Continuity of Themes
Across decades, Frank returned to several constants: the language of markets; the professionalization of politics; the ways parties court or dismiss working-class voters; and the capacity of business culture to absorb dissent. He tracked these themes across booms, busts, culture wars, and populist waves, updating his narratives while keeping their underlying logic intact. Through changes in media, publishing, and party coalitions, he sustained a voice that insisted on treating culture as political economy by other means.
Legacy and Influence
Thomas Frank's legacy rests on a rare combination of editorial institution-building and bestselling argument. The Baffler offered a meeting place for writers, artists, and scholars who wanted to push beyond conventional business journalism, and it gave Frank an editorial community that shaped his approach. His books permeated mainstream debates, equipping readers with frameworks for decoding the rhetoric of empowerment, innovation, and choice. By naming and narrating market populism, cultural backlash, and professional-class liberalism, he gave many readers a shared vocabulary for phenomena they sensed but could not yet describe.

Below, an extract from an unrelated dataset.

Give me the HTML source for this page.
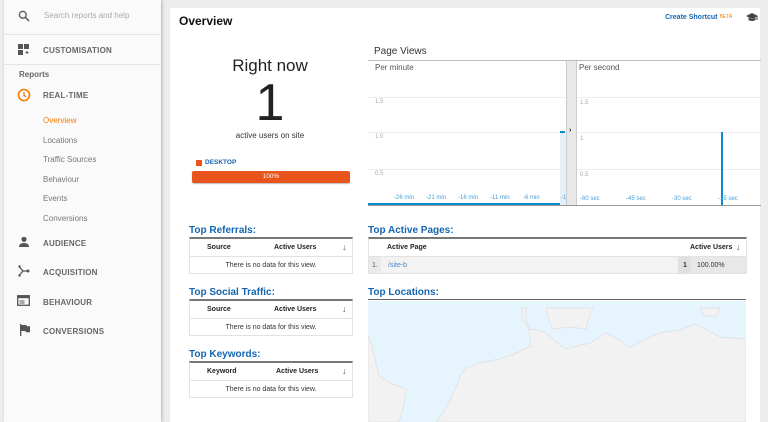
<!DOCTYPE html>
<html><head><meta charset="utf-8"><style>
*{margin:0;padding:0;box-sizing:border-box}
body{width:768px;height:422px;overflow:hidden;background:#ededed;font-family:"Liberation Sans",Arial,sans-serif;position:relative}
.a{position:absolute}
#side{left:4px;top:0;width:157px;height:422px;background:#fafafa;box-shadow:1px 0 3px rgba(0,0,0,.25)}
.nav{font-size:8px;font-weight:bold;color:#666;letter-spacing:.2px}
.sub{font-size:8px;color:#777}
#main{left:170px;top:8px;width:590px;height:414px;background:#fff}
.ttl{font-size:10px;font-weight:bold;color:#1565b0}
.tb{border:1px solid #e2e2e2;border-top:2px solid #777;background:#fff}
.th{font-size:7px;font-weight:bold;color:#222}
.nd{font-size:7px;color:#333}
.ax{font-size:6px;color:#aaa}
.xl{font-size:6px;color:#4a9fd8}
</style></head><body>
<div id="side" class="a">
  <svg class="a" style="left:14px;top:10px" width="12" height="12" viewBox="0 0 12 12"><circle cx="4.8" cy="4.8" r="3.4" fill="none" stroke="#666" stroke-width="1.5"/><path d="M7.3 7.3L11 11" stroke="#666" stroke-width="1.7"/></svg>
  <div class="a" style="left:40px;top:11px;font-size:8px;color:#aaa">Search reports and help</div>
  <div class="a" style="left:0;top:34px;width:157px;height:1px;background:#e5e5e5"></div>
  <svg class="a" style="left:14px;top:44px" width="12" height="12" viewBox="0 0 12 12" fill="#555"><rect x="0" y="0" width="5" height="5"/><rect x="6" y="0" width="5" height="5"/><rect x="0" y="6" width="5" height="5"/><path d="M7.5 8.5h3M9 7v3" stroke="#555" stroke-width="1"/></svg>
  <div class="a nav" style="left:39px;top:46px">CUSTOMISATION</div>
  <div class="a" style="left:0;top:64px;width:157px;height:1px;background:#e5e5e5"></div>
  <div class="a" style="left:15px;top:70px;font-size:8px;color:#666;font-weight:bold">Reports</div>
  <svg class="a" style="left:13px;top:88px" width="14" height="14" viewBox="0 0 14 14"><circle cx="7" cy="7" r="5.5" fill="none" stroke="#f57c00" stroke-width="1.6"/><path d="M7 4v3.3l2 1.5" fill="none" stroke="#f57c00" stroke-width="1.3"/></svg>
  <div class="a nav" style="left:39px;top:91px">REAL-TIME</div>
  <div class="a sub" style="left:39px;top:116px;color:#f57c00">Overview</div>
  <div class="a sub" style="left:39px;top:136px">Locations</div>
  <div class="a sub" style="left:39px;top:155px">Traffic Sources</div>
  <div class="a sub" style="left:39px;top:175px">Behaviour</div>
  <div class="a sub" style="left:39px;top:194px">Events</div>
  <div class="a sub" style="left:39px;top:214px">Conversions</div>
  <svg class="a" style="left:14px;top:236px" width="12" height="12" viewBox="0 0 12 12" fill="#555"><circle cx="6" cy="3.3" r="2.6"/><path d="M1 11c0-3 2.5-4 5-4s5 1 5 4z"/></svg>
  <div class="a nav" style="left:39px;top:239px">AUDIENCE</div>
  <svg class="a" style="left:14px;top:265px" width="12" height="12" viewBox="0 0 12 12"><path d="M1 1.5L5 6 1 10.5M5 6h5" fill="none" stroke="#555" stroke-width="1.3"/><circle cx="10" cy="6" r="1.5" fill="#555"/><circle cx="1.5" cy="1.5" r="1.2" fill="#555"/><circle cx="1.5" cy="10.5" r="1.2" fill="#555"/></svg>
  <div class="a nav" style="left:39px;top:268px">ACQUISITION</div>
  <svg class="a" style="left:13px;top:295px" width="13" height="11" viewBox="0 0 13 11"><rect x="0.7" y="0.7" width="11.6" height="9.6" fill="none" stroke="#555" stroke-width="1.3"/><rect x="0.7" y="0.7" width="11.6" height="2.5" fill="#555"/><path d="M2.5 6h5M2.5 8h5" stroke="#555"/></svg>
  <div class="a nav" style="left:39px;top:298px">BEHAVIOUR</div>
  <svg class="a" style="left:15px;top:324px" width="11" height="12" viewBox="0 0 11 12" fill="#555"><path d="M1 0h1.3v12H1zM2.3 1h5l.6 1.3H11v6H7l-.6-1.3H2.3z"/></svg>
  <div class="a nav" style="left:39px;top:327px">CONVERSIONS</div>
</div>

<div id="main" class="a">
  <div class="a" style="left:9px;top:6px;font-size:12px;font-weight:bold;color:#111">Overview</div>
  <div class="a" style="left:495px;top:6px;font-size:7px;font-weight:bold;color:#1565b0">Create Shortcut <span style="color:#f57c00;font-weight:normal;font-size:5px;vertical-align:top">BETA</span></div>
  <svg class="a" style="left:576px;top:5px" width="12" height="9" viewBox="0 0 12 9" fill="#444"><path d="M0 3L6 0l6 3-6 3z"/><path d="M2.5 4.5v2.5c1.5 1.3 5.5 1.3 7 0V4.5L6 6.3z"/><path d="M11 3v4" stroke="#444"/></svg>

  <div class="a" style="left:0;top:48px;width:200px;text-align:center;font-size:17px;color:#222">Right now</div>
  <div class="a" style="left:0;top:69px;width:200px;text-align:center;font-size:52px;color:#222;line-height:52px">1</div>
  <div class="a" style="left:0;top:123px;width:200px;text-align:center;font-size:8px;color:#333">active users on site</div>
  <div class="a" style="left:26px;top:152px;width:6px;height:6px;background:#e8541c"></div>
  <div class="a" style="left:35px;top:151px;font-size:6.5px;font-weight:bold;color:#1565b0">DESKTOP</div>
  <div class="a" style="left:22px;top:163px;width:158px;height:12px;background:#e8541c;border-radius:2px;box-shadow:0 1px 1px #bbb;color:#fff;font-size:6.5px;text-align:center;line-height:12px">100%</div>

  <div class="a" style="left:204px;top:38px;font-size:10px;color:#333">Page Views</div>
  <div class="a" style="left:198px;top:52px;width:393px;height:1px;background:#bbb"></div>
  <div class="a" style="left:198px;top:197px;width:393px;height:1px;background:#999"></div>
  <div class="a" style="left:396px;top:53px;width:11px;height:144px;background:#e8e8e8;border-left:1px solid #ccc;border-right:1px solid #ccc"></div>
  <div class="a" style="left:205px;top:55px;font-size:8px;color:#555">Per minute</div>
  <div class="a" style="left:409px;top:55px;font-size:8px;color:#555">Per second</div>
  <div class="a" style="left:198px;top:89px;width:198px;height:1px;background:#eee"></div>
  <div class="a" style="left:198px;top:124px;width:198px;height:1px;background:#eee"></div>
  <div class="a" style="left:198px;top:161px;width:198px;height:1px;background:#eee"></div>
  <div class="a" style="left:407px;top:89px;width:184px;height:1px;background:#eee"></div>
  <div class="a" style="left:407px;top:124px;width:184px;height:1px;background:#eee"></div>
  <div class="a" style="left:407px;top:161px;width:184px;height:1px;background:#eee"></div>
  <div class="a ax" style="left:205px;top:91px">1.5</div>
  <div class="a ax" style="left:205px;top:126px">1.0</div>
  <div class="a ax" style="left:205px;top:163px">0.5</div>
  <div class="a ax" style="left:410px;top:92px">1.5</div>
  <div class="a ax" style="left:410px;top:128px">1</div>
  <div class="a ax" style="left:410px;top:164px">0.5</div>
  <div class="a" style="left:390px;top:124px;width:6px;height:73px;background:#e3f0f9"></div>
  <div class="a" style="left:390px;top:123px;width:5px;height:2px;background:#0d8bd0"></div>
  <div class="a" style="left:198px;top:195px;width:192px;height:2px;background:#0d8bd0"></div>
  <div class="a" style="left:399px;top:119px;font-size:7px;font-weight:bold;color:#222">›</div>
  <div class="a" style="left:551px;top:124px;width:2px;height:73px;background:#0d8bd0"></div>
  <div class="a xl" style="left:224px;top:187px">-26 min</div>
  <div class="a xl" style="left:256px;top:187px">-21 min</div>
  <div class="a xl" style="left:288px;top:187px">-16 min</div>
  <div class="a xl" style="left:320px;top:187px">-11 min</div>
  <div class="a xl" style="left:353px;top:187px">-6 min</div>
  <div class="a xl" style="left:391px;top:187px">-1</div>
  <div class="a xl" style="left:410px;top:188px">-60 sec</div>
  <div class="a xl" style="left:456px;top:188px">-45 sec</div>
  <div class="a xl" style="left:502px;top:188px">-30 sec</div>
  <div class="a xl" style="left:548px;top:188px">-15 sec</div>

  <div class="a ttl" style="left:19px;top:217px">Top Referrals:</div>
  <div class="a tb" style="left:19px;top:229px;width:164px;height:37px"></div>
  <div class="a" style="left:20px;top:248px;width:162px;height:1px;background:#e2e2e2"></div>
  <div class="a th" style="left:37px;top:236px">Source</div><div class="a th" style="left:104px;top:236px">Active Users</div><div class="a" style="left:172px;top:234px;font-size:9px;color:#555">↓</div>
  <div class="a nd" style="left:19px;top:254px;width:164px;text-align:center">There is no data for this view.</div>

  <div class="a ttl" style="left:19px;top:279px">Top Social Traffic:</div>
  <div class="a tb" style="left:19px;top:291px;width:164px;height:37px"></div>
  <div class="a" style="left:20px;top:310px;width:162px;height:1px;background:#e2e2e2"></div>
  <div class="a th" style="left:37px;top:298px">Source</div><div class="a th" style="left:104px;top:298px">Active Users</div><div class="a" style="left:172px;top:296px;font-size:9px;color:#555">↓</div>
  <div class="a nd" style="left:19px;top:316px;width:164px;text-align:center">There is no data for this view.</div>

  <div class="a ttl" style="left:19px;top:341px">Top Keywords:</div>
  <div class="a tb" style="left:19px;top:353px;width:164px;height:37px"></div>
  <div class="a" style="left:20px;top:372px;width:162px;height:1px;background:#e2e2e2"></div>
  <div class="a th" style="left:37px;top:360px">Keyword</div><div class="a th" style="left:106px;top:360px">Active Users</div><div class="a" style="left:172px;top:358px;font-size:9px;color:#555">↓</div>
  <div class="a nd" style="left:19px;top:378px;width:164px;text-align:center">There is no data for this view.</div>

  <div class="a ttl" style="left:198px;top:217px">Top Active Pages:</div>
  <div class="a tb" style="left:198px;top:229px;width:379px;height:37px"></div>
  <div class="a" style="left:199px;top:248px;width:377px;height:17px;background:#f3f3f3;border-top:1px solid #e2e2e2"></div>
  <div class="a" style="left:199px;top:249px;width:12px;height:16px;background:#eaeaea"></div>
  <div class="a" style="left:508px;top:249px;width:13px;height:16px;background:#e0e0e0"></div>
  <div class="a" style="left:521px;top:249px;width:55px;height:16px;background:#e8e8e8"></div>
  <div class="a th" style="left:217px;top:236px">Active Page</div><div class="a th" style="left:520px;top:236px">Active Users</div><div class="a" style="left:566px;top:234px;font-size:9px;color:#555">↓</div>
  <div class="a nd" style="left:202px;top:254px;color:#555">1.</div>
  <div class="a nd" style="left:218px;top:254px;color:#4a86c0">/site-b</div>
  <div class="a nd" style="left:513px;top:254px;font-weight:bold">1</div>
  <div class="a nd" style="left:527px;top:254px">100.00%</div>

  <div class="a ttl" style="left:198px;top:279px">Top Locations:</div>
  <div class="a" style="left:198px;top:291px;width:378px;height:1px;background:#666"></div>
</div>
<svg class="a" style="left:368px;top:301px" width="378" height="121" viewBox="368 301 378 121">
  <rect x="368" y="301" width="378" height="121" fill="#e6f4fd"/>
  <g fill="#f2f2f2" stroke="#dedede" stroke-width="0.7">
    <path d="M521 308L523 320 529 329 531 346 512 355 499 359 480 363 466 368 460 376 458 383 452 395 448 406 436 422 746 422 746 339 720 337 696 324 680 330 659 333 640 342 629 348 620 340 606 333 590 343 566 349 556 342 546 333 538 330 529 329 526 318 526 308Z"/>
    <path d="M546 308L593 308 588 320 586 329 570 327 553 329 548 318Z"/>
    <path d="M368 336L372 345 379 376 392 384 406 389 404 405 399 422 368 422Z"/>
    <path d="M700 308L720 308 716 316 705 316Z"/>
  </g>
</svg>
</body></html>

Colleagues such as Keith White, and later editorial allies like John Summers and Chris Lehmann, were integral to that story, as were the editors and fact-checkers at magazines that carried his essays. Their collaboration, and the institutional homes they provided, allowed Frank's work to reach general audiences without losing historical texture. In the broader public sphere, he helped a generation of readers see political persuasion and commercial persuasion as variations on a single art, and to scrutinize the promises of a culture that calls itself democratic while treating citizens as consumers.